EXERCISE GOAL:
Search the data below for "page"; list each line that holds it.

SUPPLIED RECORDS:

%%

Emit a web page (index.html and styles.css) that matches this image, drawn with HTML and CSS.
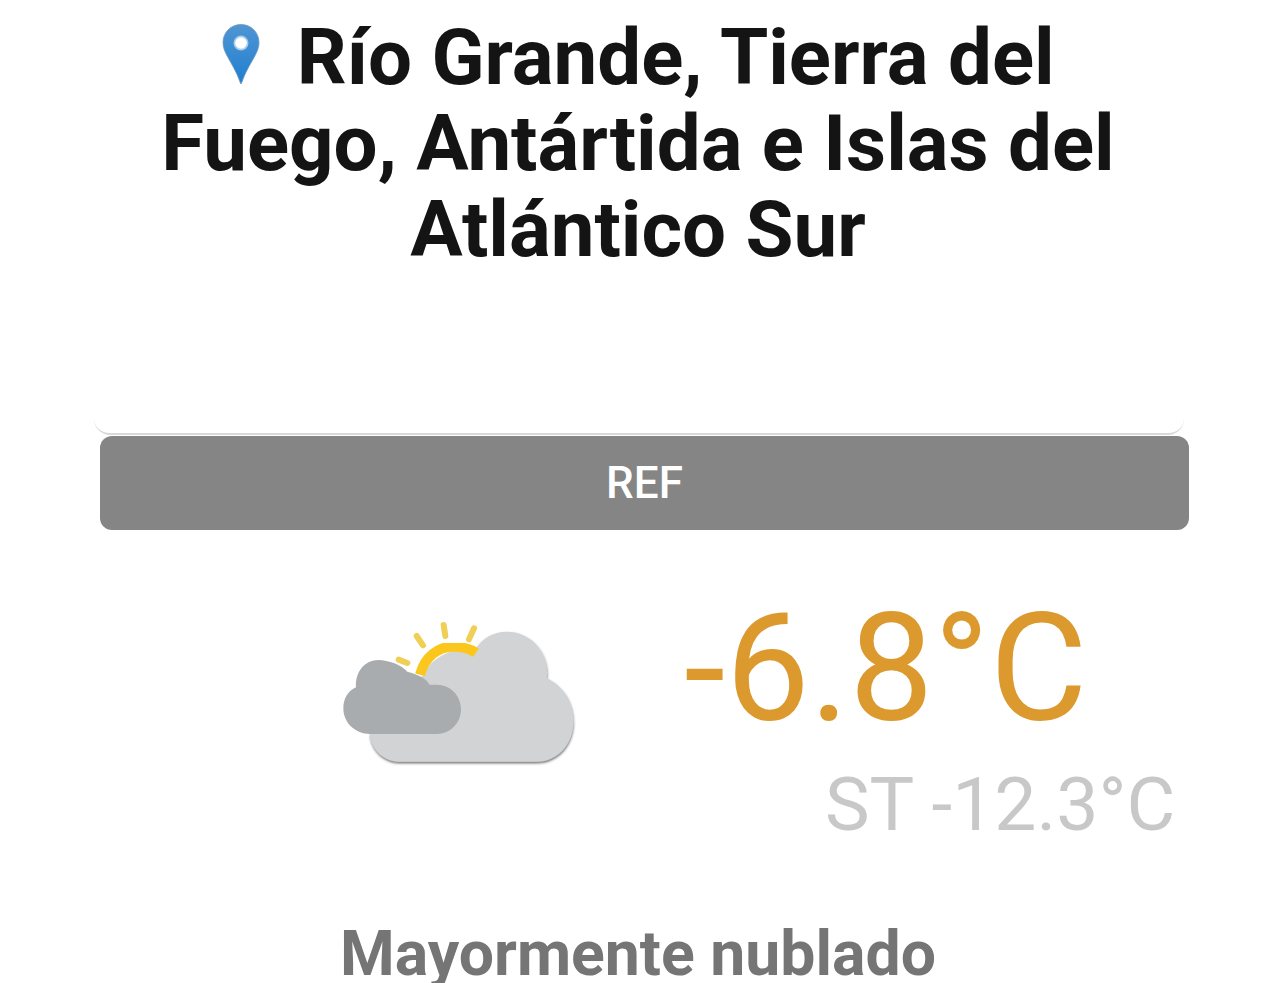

%%
%%

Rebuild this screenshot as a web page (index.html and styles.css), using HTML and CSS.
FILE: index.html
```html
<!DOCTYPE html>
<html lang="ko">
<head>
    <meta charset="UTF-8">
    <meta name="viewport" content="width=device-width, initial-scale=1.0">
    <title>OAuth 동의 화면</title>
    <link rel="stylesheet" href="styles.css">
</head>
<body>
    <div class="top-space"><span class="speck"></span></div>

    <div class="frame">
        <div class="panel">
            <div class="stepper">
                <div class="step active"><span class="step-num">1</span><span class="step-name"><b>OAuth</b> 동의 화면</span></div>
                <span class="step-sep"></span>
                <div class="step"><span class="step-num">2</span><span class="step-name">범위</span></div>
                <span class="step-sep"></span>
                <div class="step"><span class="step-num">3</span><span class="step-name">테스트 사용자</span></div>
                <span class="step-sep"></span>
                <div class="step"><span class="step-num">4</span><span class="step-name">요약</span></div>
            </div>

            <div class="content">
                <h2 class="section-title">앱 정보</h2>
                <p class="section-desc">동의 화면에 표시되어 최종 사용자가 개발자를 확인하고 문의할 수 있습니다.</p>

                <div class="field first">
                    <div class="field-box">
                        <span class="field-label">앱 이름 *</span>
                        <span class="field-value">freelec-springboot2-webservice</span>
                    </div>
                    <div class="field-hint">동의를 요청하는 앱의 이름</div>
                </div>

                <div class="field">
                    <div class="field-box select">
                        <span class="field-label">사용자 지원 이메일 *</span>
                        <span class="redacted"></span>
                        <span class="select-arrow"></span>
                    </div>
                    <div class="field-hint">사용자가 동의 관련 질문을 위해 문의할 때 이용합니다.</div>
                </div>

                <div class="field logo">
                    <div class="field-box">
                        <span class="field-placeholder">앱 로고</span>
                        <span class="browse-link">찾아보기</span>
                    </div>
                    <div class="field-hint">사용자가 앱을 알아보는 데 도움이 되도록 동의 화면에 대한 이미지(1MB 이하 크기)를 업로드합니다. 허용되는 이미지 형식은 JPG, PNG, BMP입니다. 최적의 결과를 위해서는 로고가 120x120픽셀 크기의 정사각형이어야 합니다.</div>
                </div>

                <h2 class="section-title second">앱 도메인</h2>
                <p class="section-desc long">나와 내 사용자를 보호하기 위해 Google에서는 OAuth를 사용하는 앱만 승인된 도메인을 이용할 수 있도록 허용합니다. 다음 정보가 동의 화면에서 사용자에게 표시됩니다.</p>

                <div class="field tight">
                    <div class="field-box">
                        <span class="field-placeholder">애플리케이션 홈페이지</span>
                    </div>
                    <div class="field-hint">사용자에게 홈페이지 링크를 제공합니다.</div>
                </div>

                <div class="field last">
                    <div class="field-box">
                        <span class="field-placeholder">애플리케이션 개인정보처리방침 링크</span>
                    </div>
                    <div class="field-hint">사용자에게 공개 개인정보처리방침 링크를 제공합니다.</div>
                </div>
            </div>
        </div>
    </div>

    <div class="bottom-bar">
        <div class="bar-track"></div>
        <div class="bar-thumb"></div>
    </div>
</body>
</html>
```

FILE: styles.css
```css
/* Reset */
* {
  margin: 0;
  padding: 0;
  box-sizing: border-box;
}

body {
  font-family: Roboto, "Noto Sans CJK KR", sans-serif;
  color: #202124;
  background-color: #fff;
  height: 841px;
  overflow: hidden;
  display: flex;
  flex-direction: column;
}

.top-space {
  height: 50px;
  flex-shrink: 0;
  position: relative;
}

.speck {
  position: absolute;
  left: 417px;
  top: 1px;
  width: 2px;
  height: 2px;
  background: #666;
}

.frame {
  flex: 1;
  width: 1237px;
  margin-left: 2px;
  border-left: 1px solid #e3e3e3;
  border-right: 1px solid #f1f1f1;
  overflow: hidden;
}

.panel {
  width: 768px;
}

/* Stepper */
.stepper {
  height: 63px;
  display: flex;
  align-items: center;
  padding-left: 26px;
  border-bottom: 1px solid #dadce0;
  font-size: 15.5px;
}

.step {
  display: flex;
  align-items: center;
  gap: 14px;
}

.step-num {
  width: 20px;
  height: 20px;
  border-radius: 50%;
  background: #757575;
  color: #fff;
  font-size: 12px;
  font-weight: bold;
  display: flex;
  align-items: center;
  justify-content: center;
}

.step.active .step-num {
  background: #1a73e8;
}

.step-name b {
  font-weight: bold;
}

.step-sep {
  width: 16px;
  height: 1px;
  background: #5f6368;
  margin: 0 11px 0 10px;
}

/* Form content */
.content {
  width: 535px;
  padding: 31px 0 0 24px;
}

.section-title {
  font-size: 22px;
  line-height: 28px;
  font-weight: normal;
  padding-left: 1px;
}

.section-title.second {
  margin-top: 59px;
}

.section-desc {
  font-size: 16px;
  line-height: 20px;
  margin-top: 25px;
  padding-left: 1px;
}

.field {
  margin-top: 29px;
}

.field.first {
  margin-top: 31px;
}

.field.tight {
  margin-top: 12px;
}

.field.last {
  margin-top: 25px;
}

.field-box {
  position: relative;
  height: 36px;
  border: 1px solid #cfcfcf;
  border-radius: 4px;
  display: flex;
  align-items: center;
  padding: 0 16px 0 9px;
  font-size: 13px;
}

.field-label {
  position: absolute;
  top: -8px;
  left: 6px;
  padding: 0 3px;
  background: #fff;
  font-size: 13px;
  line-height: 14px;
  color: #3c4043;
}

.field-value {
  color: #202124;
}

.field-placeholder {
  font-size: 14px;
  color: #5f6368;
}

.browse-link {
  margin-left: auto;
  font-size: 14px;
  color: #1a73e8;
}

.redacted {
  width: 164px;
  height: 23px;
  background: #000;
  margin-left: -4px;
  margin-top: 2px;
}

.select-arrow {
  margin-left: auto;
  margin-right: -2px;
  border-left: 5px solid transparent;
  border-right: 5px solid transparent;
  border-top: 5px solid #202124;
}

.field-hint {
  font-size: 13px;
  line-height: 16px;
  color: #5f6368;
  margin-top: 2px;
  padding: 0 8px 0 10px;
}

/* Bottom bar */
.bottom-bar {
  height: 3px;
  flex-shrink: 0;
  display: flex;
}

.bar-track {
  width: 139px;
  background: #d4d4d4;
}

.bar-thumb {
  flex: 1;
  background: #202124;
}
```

%%
%%

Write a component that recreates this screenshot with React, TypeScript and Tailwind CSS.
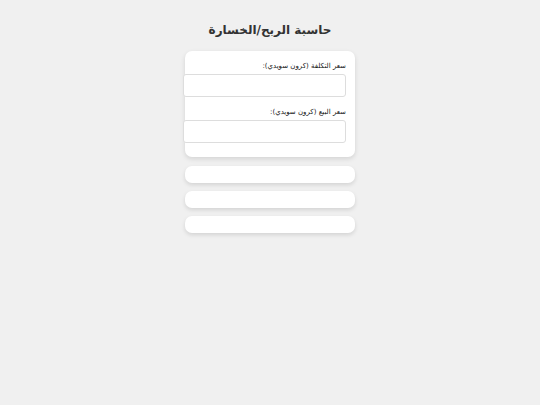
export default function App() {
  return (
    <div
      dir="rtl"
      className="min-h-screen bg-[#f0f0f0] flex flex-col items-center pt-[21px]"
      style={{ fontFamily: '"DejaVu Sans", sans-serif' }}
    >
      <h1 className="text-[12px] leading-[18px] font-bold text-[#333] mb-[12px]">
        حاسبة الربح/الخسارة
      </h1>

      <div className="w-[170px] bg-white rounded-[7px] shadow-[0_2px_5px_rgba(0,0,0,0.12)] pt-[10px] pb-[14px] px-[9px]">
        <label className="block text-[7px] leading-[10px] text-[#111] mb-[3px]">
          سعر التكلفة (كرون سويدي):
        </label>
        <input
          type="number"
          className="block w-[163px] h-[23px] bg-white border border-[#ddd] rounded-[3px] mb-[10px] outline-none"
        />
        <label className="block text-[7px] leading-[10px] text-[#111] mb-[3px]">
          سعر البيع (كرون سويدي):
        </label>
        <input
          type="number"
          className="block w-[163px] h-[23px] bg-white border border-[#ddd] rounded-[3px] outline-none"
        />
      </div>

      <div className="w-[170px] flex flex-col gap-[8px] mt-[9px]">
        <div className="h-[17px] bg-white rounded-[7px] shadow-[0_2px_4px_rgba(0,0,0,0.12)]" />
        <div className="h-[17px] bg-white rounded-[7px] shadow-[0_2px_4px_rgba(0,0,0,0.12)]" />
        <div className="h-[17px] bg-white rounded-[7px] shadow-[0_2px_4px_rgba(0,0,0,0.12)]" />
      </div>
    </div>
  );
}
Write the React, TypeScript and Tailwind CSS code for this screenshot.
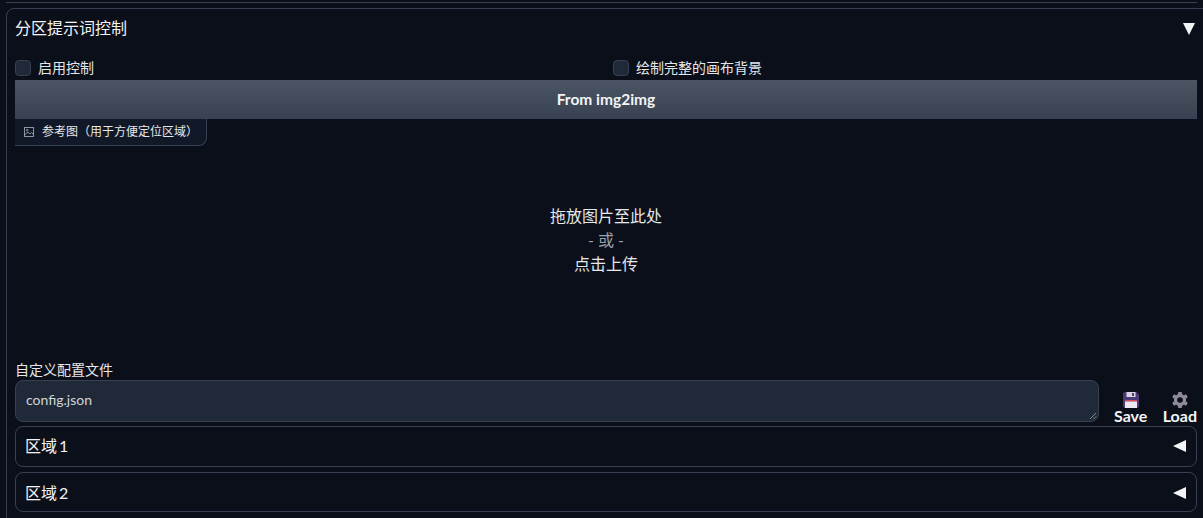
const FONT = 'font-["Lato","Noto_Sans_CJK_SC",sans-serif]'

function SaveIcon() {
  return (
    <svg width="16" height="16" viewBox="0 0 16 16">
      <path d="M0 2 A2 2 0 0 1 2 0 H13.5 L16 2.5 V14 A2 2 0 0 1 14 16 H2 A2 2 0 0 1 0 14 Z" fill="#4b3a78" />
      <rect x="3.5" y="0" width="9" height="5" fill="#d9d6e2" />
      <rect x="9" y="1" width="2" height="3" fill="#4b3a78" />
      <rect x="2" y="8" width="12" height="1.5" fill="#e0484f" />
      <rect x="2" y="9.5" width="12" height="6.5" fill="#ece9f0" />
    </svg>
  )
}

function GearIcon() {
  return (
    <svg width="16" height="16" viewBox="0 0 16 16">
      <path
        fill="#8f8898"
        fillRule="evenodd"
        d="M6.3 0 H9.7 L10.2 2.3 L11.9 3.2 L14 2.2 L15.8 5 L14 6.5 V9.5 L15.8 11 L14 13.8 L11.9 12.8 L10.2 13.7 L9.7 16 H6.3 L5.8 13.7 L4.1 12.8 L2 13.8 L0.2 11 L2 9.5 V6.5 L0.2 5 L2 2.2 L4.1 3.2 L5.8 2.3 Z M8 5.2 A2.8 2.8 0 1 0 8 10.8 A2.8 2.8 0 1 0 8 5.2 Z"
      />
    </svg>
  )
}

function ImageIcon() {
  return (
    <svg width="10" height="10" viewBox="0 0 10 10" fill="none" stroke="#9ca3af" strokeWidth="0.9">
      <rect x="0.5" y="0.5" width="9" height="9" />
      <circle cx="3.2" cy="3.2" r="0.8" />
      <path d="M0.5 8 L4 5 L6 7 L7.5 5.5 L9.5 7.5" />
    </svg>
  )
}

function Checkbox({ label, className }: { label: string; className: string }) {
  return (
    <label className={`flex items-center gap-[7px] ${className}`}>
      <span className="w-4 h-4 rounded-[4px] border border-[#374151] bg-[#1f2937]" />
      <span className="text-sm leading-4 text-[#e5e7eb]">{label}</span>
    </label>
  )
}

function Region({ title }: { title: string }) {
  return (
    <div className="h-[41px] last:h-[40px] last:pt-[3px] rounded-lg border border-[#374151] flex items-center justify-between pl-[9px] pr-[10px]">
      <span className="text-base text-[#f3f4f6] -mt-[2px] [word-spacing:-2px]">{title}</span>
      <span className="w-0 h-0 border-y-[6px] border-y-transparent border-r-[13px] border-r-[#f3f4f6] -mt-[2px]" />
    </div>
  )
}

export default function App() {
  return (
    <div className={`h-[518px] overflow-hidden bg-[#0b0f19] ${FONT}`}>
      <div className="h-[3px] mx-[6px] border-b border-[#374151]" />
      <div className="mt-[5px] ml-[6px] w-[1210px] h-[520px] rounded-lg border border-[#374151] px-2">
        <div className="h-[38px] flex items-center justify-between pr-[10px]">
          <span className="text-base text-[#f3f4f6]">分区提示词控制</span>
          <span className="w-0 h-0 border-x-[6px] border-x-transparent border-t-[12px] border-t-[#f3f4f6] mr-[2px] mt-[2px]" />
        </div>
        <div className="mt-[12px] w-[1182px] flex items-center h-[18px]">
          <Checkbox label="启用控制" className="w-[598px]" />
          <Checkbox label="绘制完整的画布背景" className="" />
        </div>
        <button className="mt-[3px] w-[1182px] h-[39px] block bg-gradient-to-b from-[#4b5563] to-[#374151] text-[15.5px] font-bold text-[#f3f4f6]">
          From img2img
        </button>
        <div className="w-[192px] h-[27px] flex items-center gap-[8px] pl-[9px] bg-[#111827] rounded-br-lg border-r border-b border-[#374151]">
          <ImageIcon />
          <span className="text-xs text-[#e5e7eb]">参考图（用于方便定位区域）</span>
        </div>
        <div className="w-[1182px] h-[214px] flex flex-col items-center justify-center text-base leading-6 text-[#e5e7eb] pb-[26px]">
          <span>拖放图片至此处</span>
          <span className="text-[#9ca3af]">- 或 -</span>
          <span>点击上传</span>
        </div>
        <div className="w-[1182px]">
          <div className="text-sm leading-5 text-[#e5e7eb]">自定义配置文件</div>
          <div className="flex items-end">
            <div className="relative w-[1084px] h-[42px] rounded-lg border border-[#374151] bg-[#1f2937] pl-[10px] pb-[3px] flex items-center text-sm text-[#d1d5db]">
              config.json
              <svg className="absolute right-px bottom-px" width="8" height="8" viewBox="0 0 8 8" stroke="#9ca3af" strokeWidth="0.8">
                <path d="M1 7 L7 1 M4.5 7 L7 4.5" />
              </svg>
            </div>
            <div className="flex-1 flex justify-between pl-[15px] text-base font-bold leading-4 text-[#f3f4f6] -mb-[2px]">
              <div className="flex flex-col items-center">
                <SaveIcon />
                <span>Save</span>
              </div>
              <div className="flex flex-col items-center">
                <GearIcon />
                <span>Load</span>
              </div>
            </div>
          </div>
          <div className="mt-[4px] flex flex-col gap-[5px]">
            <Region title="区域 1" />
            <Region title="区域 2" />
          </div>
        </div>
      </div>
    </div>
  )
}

%%

OUTPUT OF THE EXERCISE:
Emit a web page (index.html and styles.css) that matches this image, drawn with HTML and CSS.
Rebuild this screenshot as a web page (index.html and styles.css), using HTML and CSS.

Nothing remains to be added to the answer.